BOARDMAN, Ohio (WKBN) – Thursday is World Password Day. It may seem silly, but if you have any online account with personal information, it’s important to keep password security in mind.

Identity theft hit an all-time high in 2016. Avan Odom of Warren had his identity stolen five years ago. Now he changes his passwords at least a couple of times in a six-month span.

“That was the eye-opener. Before then, I was very reluctant on changing passwords. I just trusted that I was safe,” Odom said. “You never know who might be looking over your shoulder.”

David Holliday with Best Buy’s Geek Squad says keeping those passwords fresh is key. He said the more complicated the better. He says not to use birthdays or pet names because those are easy to figure out. He recommends using passphrases with numbers and symbols instead of just a password.

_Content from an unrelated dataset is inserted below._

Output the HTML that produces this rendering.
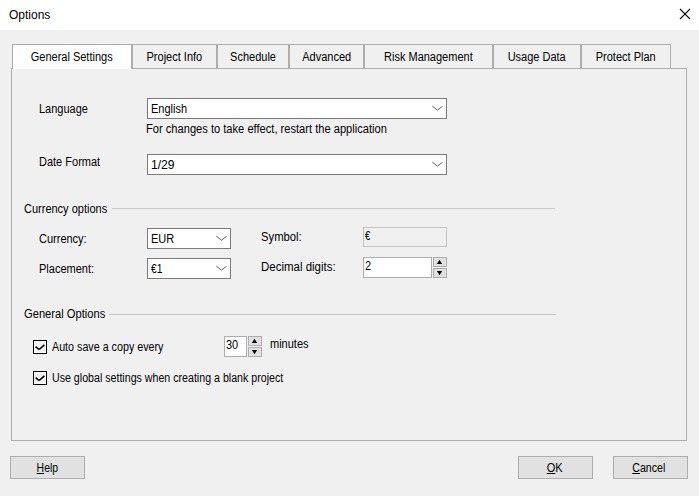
<!DOCTYPE html>
<html><head><meta charset="utf-8">
<style>
html,body{margin:0;padding:0;}
body{width:699px;height:496px;position:relative;overflow:hidden;background:#f0f0f0;font-family:"Liberation Sans",sans-serif;font-size:11px;color:#000;}
.a{position:absolute;}
.t{position:absolute;white-space:pre;line-height:13px;font-size:12px;transform:scaleX(0.9167);transform-origin:0 0;}
#title{position:absolute;left:0;top:0;width:699px;height:30px;background:#fff;}
.tab{position:absolute;top:44px;height:24px;box-sizing:border-box;border:1px solid #adadad;border-bottom:none;background:#f0f0f0;text-align:center;line-height:25px;}
.tab.sel{background:#fff;height:25px;z-index:2;}
#panel{position:absolute;left:11px;top:68px;width:676px;height:373px;box-sizing:border-box;border:1px solid #adadad;background:#f0f0f0;}
.combo{position:absolute;box-sizing:border-box;border:1px solid #7a7a7a;background:#fff;}
.chev{position:absolute;width:11px;height:6px;}
.btn{position:absolute;top:456px;width:75px;height:23px;box-sizing:border-box;border:1px solid #adadad;background:#e1e1e1;text-align:center;line-height:23px;}
.u{text-decoration:underline;}
.s{display:inline-block;font-size:12px;transform:scaleX(0.9167);}
.sep{position:absolute;height:1px;background:#c8c8c8;}
.spin{position:absolute;box-sizing:border-box;border:1px solid #adadad;background:#e1e1e1;width:14px;height:10px;}
.chk{position:absolute;box-sizing:border-box;width:14px;height:14px;border:1px solid #000;background:#f0f0f0;box-shadow:inset 0 0 0 1px #fff;}
</style></head><body>
<div id="title"><div class="t" style="left:9px;top:8px;font-size:12px;line-height:15px;transform:none;">Options</div>
<svg class="a" style="left:679px;top:8px" width="12" height="12" viewBox="0 0 12 12"><path d="M1 1L11 11M11 1L1 11" stroke="#000" stroke-width="1.1" fill="none"/></svg>
</div>

<div id="panel"></div>
<div class="tab sel" style="left:12px;width:120px;"><span class="s">General Settings</span></div>
<div class="tab" style="left:132px;width:85px;"><span class="s">Project Info</span></div>
<div class="tab" style="left:217px;width:72px;"><span class="s">Schedule</span></div>
<div class="tab" style="left:289px;width:75px;"><span class="s">Advanced</span></div>
<div class="tab" style="left:364px;width:129px;"><span class="s">Risk Management</span></div>
<div class="tab" style="left:493px;width:88px;"><span class="s">Usage Data</span></div>
<div class="tab" style="left:581px;width:90px;"><span class="s">Protect Plan</span></div>

<div class="t" style="left:39px;top:103px;">Language</div>
<div class="combo" style="left:147px;top:98px;width:300px;height:21px;"></div>
<div class="t" style="left:151px;top:103px;">English</div>
<svg class="chev" style="left:432px;top:105px" viewBox="0 0 11 6"><path d="M0.3 1.2L5.5 5.2L10.7 1.2" stroke="#606060" fill="none"/></svg>
<div class="t" style="left:146px;top:123px;transform:scaleX(0.9268)">For changes to take effect, restart the application</div>

<div class="t" style="left:39px;top:156px;">Date Format</div>
<div class="combo" style="left:147px;top:154px;width:300px;height:21px;"></div>
<div class="t" style="left:151px;top:159px;;transform:scaleX(1.0084)">1/29</div>
<svg class="chev" style="left:432px;top:161px" viewBox="0 0 11 6"><path d="M0.3 1.2L5.5 5.2L10.7 1.2" stroke="#606060" fill="none"/></svg>

<div class="t" style="left:24px;top:203px;">Currency options</div>
<div class="sep" style="left:112px;top:208px;width:443px;"></div>

<div class="t" style="left:39px;top:233px;">Currency:</div>
<div class="combo" style="left:147px;top:228px;width:84px;height:21px;"></div>
<div class="t" style="left:151px;top:233px;">EUR</div>
<svg class="chev" style="left:216px;top:235px" viewBox="0 0 11 6"><path d="M0.3 1.2L5.5 5.2L10.7 1.2" stroke="#606060" fill="none"/></svg>

<div class="t" style="left:39px;top:263px;">Placement:</div>
<div class="combo" style="left:147px;top:258px;width:84px;height:21px;"></div>
<div class="t" style="left:151px;top:263px;transform:scaleX(0.86)">€1</div>
<svg class="chev" style="left:216px;top:265px" viewBox="0 0 11 6"><path d="M0.3 1.2L5.5 5.2L10.7 1.2" stroke="#606060" fill="none"/></svg>

<div class="t" style="left:261px;top:231px;;transform:scaleX(0.9396)">Symbol:</div>
<div class="a" style="left:363px;top:227px;width:84px;height:20px;box-sizing:border-box;border:1px solid #c4c4c4;background:#f0f0f0;"></div>
<div class="t" style="left:365px;top:230px;transform:scaleX(0.8)">€</div>

<div class="t" style="left:261px;top:261px;;transform:scaleX(0.9570)">Decimal digits:</div>
<div class="a" style="left:363px;top:257px;width:69px;height:21px;box-sizing:border-box;border:1px solid #abadb3;background:#fff;"></div>
<div class="t" style="left:365px;top:260px;">2</div>
<div class="spin" style="left:433px;top:257px;"></div><svg class="a" style="left:433px;top:257px" width="14" height="10" viewBox="0 0 14 10"><path d="M3.9 7H9.1L6.5 2.7Z" fill="#000"/></svg>
<div class="spin" style="left:433px;top:268px;"></div><svg class="a" style="left:433px;top:268px" width="14" height="10" viewBox="0 0 14 10"><path d="M3.9 3H9.1L6.5 7.2Z" fill="#000"/></svg>

<div class="t" style="left:24px;top:308px;transform:scaleX(0.93)">General Options</div>
<div class="sep" style="left:109px;top:314px;width:447px;"></div>

<div class="chk" style="left:33px;top:340px;"></div><svg class="a" style="left:33px;top:340px" width="14" height="14" viewBox="0 0 14 14"><path d="M2.6 6.6L5.4 9H6.7L11.4 4.8" stroke="#000" stroke-width="1.6" fill="none"/></svg>
<div class="t" style="left:52px;top:341px;;transform:scaleX(0.8938)">Auto save a copy every</div>
<div class="a" style="left:224px;top:336px;width:23px;height:21px;box-sizing:border-box;border:1px solid #abadb3;background:#fff;"></div>
<div class="t" style="left:226px;top:339px;">30</div>
<div class="spin" style="left:248px;top:336px;"></div><svg class="a" style="left:248px;top:336px" width="14" height="10" viewBox="0 0 14 10"><path d="M3.9 7H9.1L6.5 2.7Z" fill="#000"/></svg>
<div class="spin" style="left:248px;top:347px;"></div><svg class="a" style="left:248px;top:347px" width="14" height="10" viewBox="0 0 14 10"><path d="M3.9 3H9.1L6.5 7.2Z" fill="#000"/></svg>
<div class="t" style="left:270px;top:338px;">minutes</div>

<div class="chk" style="left:33px;top:371px;"></div><svg class="a" style="left:33px;top:371px" width="14" height="14" viewBox="0 0 14 14"><path d="M2.6 6.6L5.4 9H6.7L11.4 4.8" stroke="#000" stroke-width="1.6" fill="none"/></svg>
<div class="t" style="left:52px;top:372px;;transform:scaleX(0.8864)">Use global settings when creating a blank project</div>

<div class="btn" style="left:10px;"><span class="s" style="transform:scaleX(0.87)"><span class="u">H</span>elp</span></div>
<div class="btn" style="left:518px;text-indent:-1px;"><span class="s"><span class="u">O</span>K</span></div>
<div class="btn" style="left:613px;text-indent:-2px;"><span class="s" style="transform:scaleX(0.885)"><span class="u">C</span>ancel</span></div>
</body></html>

“It keeps hackers from guessing them quite as easily. You can even use symbols in place of some letters to make it easier to remember,” Holliday said. “Always go with different passwords for every site. If one gets guessed, they have access to everything.”

As for Odom, being a victim of identity theft has kept him on edge. He says he is always wondering when he may fall victim to a hacker.

“Leary, never totally comfortable realizing hackers are out there,” Odom said.

According to the online tech website CNET, passwords should be about 16 characters and contain a combination of numbers and symbols. The password should be free of dictionary words, usernames, pronouns, IDs, and any other predefined number or letter sequence.

CNET uses an example of turning a phrase like “I hope the Giants will win the World Series in 2016! into a password by taking the first letter of each word and all the numbers and symbols to create a new password: ihtGwwtWSi2016!